→ **WHAT IS NEEDED**: Look for the string "styles" and copy every line that has it.

---*---

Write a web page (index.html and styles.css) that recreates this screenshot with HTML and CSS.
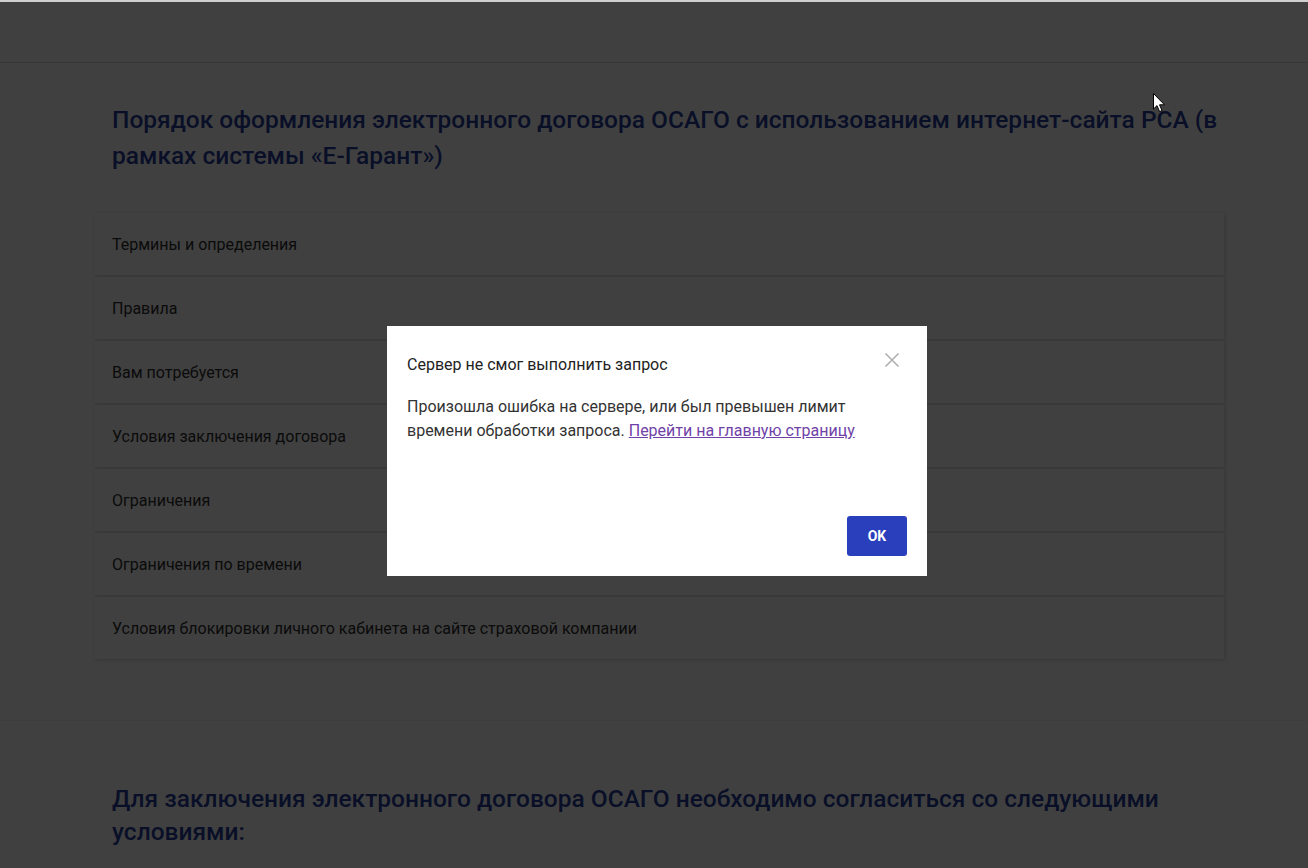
FILE: index.html
```html
<!DOCTYPE html>
<html lang="ru">
<head>
    <meta charset="UTF-8">
    <meta name="viewport" content="width=device-width, initial-scale=1.0">
    <title>Е-Гарант</title>
    <link rel="stylesheet" href="styles.css">
</head>
<body>
    <header class="top-bar"></header>

    <section class="section">
        <div class="container">
            <h2 class="section-title">Порядок оформления электронного договора ОСАГО с использованием интернет-сайта РСА (в рамках системы «Е-Гарант»)</h2>
            <ul class="accordion">
                <li class="accordion-item">Термины и определения</li>
                <li class="accordion-item">Правила</li>
                <li class="accordion-item">Вам потребуется</li>
                <li class="accordion-item">Условия заключения договора</li>
                <li class="accordion-item">Ограничения</li>
                <li class="accordion-item">Ограничения по времени</li>
                <li class="accordion-item">Условия блокировки личного кабинета на сайте страховой компании</li>
            </ul>
        </div>
    </section>

    <section class="section section-next">
        <div class="container">
            <h2 class="section-title">Для заключения электронного договора ОСАГО необходимо согласиться со следующими условиями:</h2>
        </div>
    </section>

    <div class="overlay">
        <div class="modal">
            <div class="modal-head">
                <h3 class="modal-title">Сервер не смог выполнить запрос</h3>
                <button class="modal-close" aria-label="Закрыть">
                    <svg width="16" height="16" viewBox="0 0 16 16"><path d="M1.5 1.5 L14.5 14.5 M14.5 1.5 L1.5 14.5" stroke="#b0b0b0" stroke-width="1.6" fill="none"/></svg>
                </button>
            </div>
            <p class="modal-text">Произошла ошибка на сервере, или был превышен лимит времени обработки запроса. <a href="#">Перейти на главную страницу</a></p>
            <div class="modal-foot">
                <button class="btn-ok">OK</button>
            </div>
        </div>
    </div>

    <svg class="cursor" width="13" height="20" viewBox="0 0 13 20"><path d="M0.5 0.5 L0.5 16 L4 12.6 L6.6 18.6 L9 17.6 L6.5 11.8 L11.5 11.8 Z" fill="#fff" stroke="#000" stroke-width="1"/></svg>
</body>
</html>
```

FILE: styles.css
```css
body {
    font-family: Roboto, 'Noto Sans', sans-serif;
    margin: 0;
    padding: 0;
    color: #333;
    background-color: #fff;
    border-top: 2px solid #cfcfcf;
    overflow: hidden;
}

.top-bar {
    height: 60px;
    border-bottom: 1px solid #dcdcdc;
}

.container {
    width: 1130px;
    margin-left: 94px;
}

.section {
    padding: 39px 0 59px;
}

.section-next {
    border-top: 1px solid #f4f4f4;
    padding-top: 61px;
}

.section-title {
    margin: 0;
    padding: 0 0 0 18px;
    font-size: 24.5px;
    line-height: 36px;
    font-weight: 500;
    color: #2b3f9e;
}

.section-next .section-title {
    line-height: 33px;
}

.accordion {
    list-style: none;
    margin: 39px 0 0;
    padding: 0;
}

.accordion-item {
    height: 62px;
    margin-bottom: 2px;
    padding: 0 18px;
    display: flex;
    align-items: center;
    font-size: 16px;
    font-weight: 400;
    color: #2e2e2e;
    background-color: #fff;
    box-shadow: 1px 1px 4px rgba(0,0,0,0.18);
}

.overlay {
    position: fixed;
    top: 2px;
    left: 0;
    right: 0;
    bottom: 0;
    background-color: rgba(0,0,0,0.75);
    display: flex;
    justify-content: center;
    align-items: flex-start;
    padding: 324px 0 0 6px;
}

.modal {
    width: 540px;
    height: 250px;
    box-sizing: border-box;
    background-color: #fff;
    padding: 26px 20px 20px;
    display: flex;
    flex-direction: column;
}

.modal-head {
    display: flex;
    justify-content: space-between;
    align-items: flex-start;
}

.modal-title {
    margin: 0;
    font-size: 16px;
    line-height: 26px;
    font-weight: 400;
    color: #222;
}

.modal-close {
    border: none;
    background: none;
    padding: 0;
    margin: 0 7px 0 0;
    width: 16px;
    height: 16px;
    cursor: pointer;
}

.modal-close svg {
    display: block;
}

.modal-text {
    margin: 17px 0 0;
    font-size: 16px;
    line-height: 24px;
    color: #333;
    padding-right: 40px;
}

.modal-text a {
    color: #6f42a8;
    text-decoration: underline;
}

.modal-foot {
    margin-top: auto;
    display: flex;
    justify-content: flex-end;
}

.btn-ok {
    width: 60px;
    height: 40px;
    border: none;
    border-radius: 3px;
    background-color: #2a3fbb;
    color: #fff;
    font-family: Roboto, sans-serif;
    font-size: 14px;
    font-weight: 700;
    cursor: pointer;
}

.cursor {
    position: fixed;
    left: 1153px;
    top: 93px;
}
```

---*---

→ **PROBLEM SOLUTION**:
Write a web page (index.html and styles.css) that recreates this screenshot with HTML and CSS.
    <link rel="stylesheet" href="styles.css">
FILE: styles.css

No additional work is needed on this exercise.